Question

Rationalise the denominators of the following fractions. Simplify your answers as far as possible.
$$\dfrac {8}{\sqrt {8}}$$

Answer

**step1** Understanding the problem

The problem asks us to make the denominator (the bottom part) of the fraction $$\dfrac {8}{\sqrt {8}}$$ a whole number, which is called rationalizing. We also need to simplify the final answer as much as possible.

**step2** Identifying the part to rationalize

The given fraction is $$\dfrac {8}{\sqrt {8}}$$. The denominator is $$\sqrt{8}$$. This is a square root, which is not a whole number.

**step3** Deciding what to multiply by

To remove the square root from the denominator, we multiply $$\sqrt{8}$$ by itself. When a square root is multiplied by itself, the result is the number inside the square root. So, $$\sqrt{8} \times \sqrt{8} = 8$$.

**step4** Multiplying the numerator and denominator by the chosen factor

To keep the value of the fraction the same, whatever we multiply the denominator by, we must also multiply the numerator (the top part) by the same amount. So, we multiply both the numerator and the denominator by $$\sqrt{8}$$.
The multiplication will look like this:
$$\dfrac {8}{\sqrt {8}} \times \dfrac{\sqrt{8}}{\sqrt{8}}$$

**step5** Performing the multiplication

Now, we carry out the multiplication for both the top and bottom parts:
For the numerator: $$8 \times \sqrt{8} = 8\sqrt{8}$$.
For the denominator: $$\sqrt{8} \times \sqrt{8} = 8$$.
So the fraction becomes $$\dfrac {8\sqrt{8}}{8}$$.

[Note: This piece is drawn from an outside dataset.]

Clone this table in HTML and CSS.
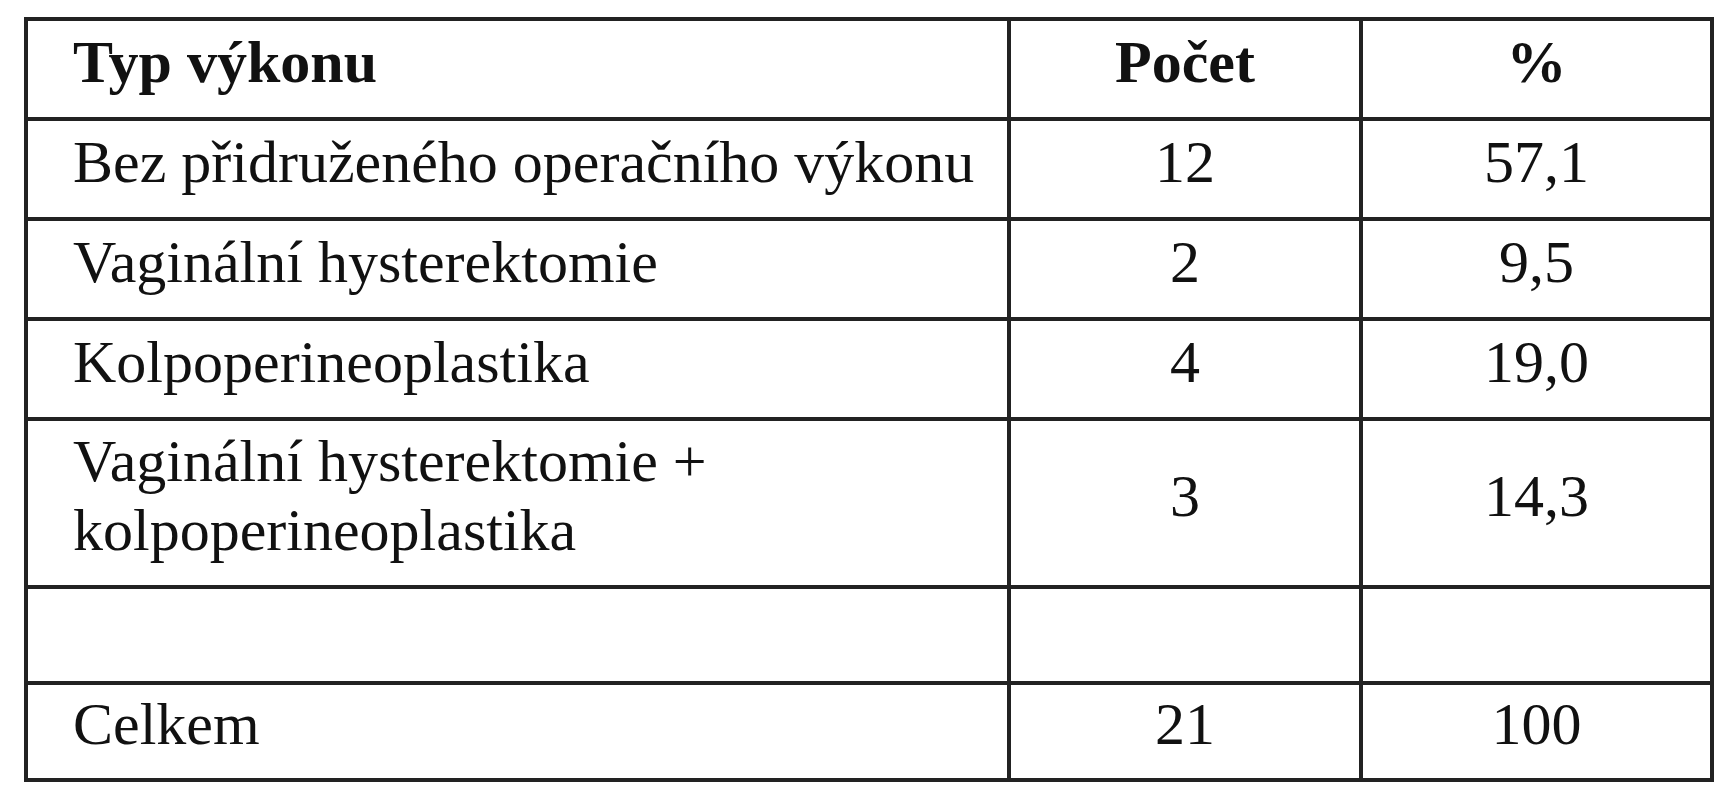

**step6** Simplifying the fraction

We can now see that there is a common number, 8, in both the numerator and the denominator. We can divide both the top and the bottom by 8:
$$\dfrac {8\sqrt{8}}{8} = \sqrt{8}$$.

**step7** Simplifying the square root

Finally, we need to simplify $$\sqrt{8}$$. To do this, we look for perfect square numbers that can divide 8. The number 4 is a perfect square ($$2 \times 2 = 4$$) and 4 divides 8.
We can write 8 as $$4 \times 2$$.
So, $$\sqrt{8}$$ can be written as $$\sqrt{4 \times 2}$$.
We can then split this into two separate square roots: $$\sqrt{4} \times \sqrt{2}$$.
Since we know that $$\sqrt{4} = 2$$, we replace $$\sqrt{4}$$ with 2.
This gives us: $$2 \times \sqrt{2}$$, which is written as $$2\sqrt{2}$$.

**step8** Final Answer

The simplified and rationalized form of $$\dfrac {8}{\sqrt {8}}$$ is $$2\sqrt{2}$$.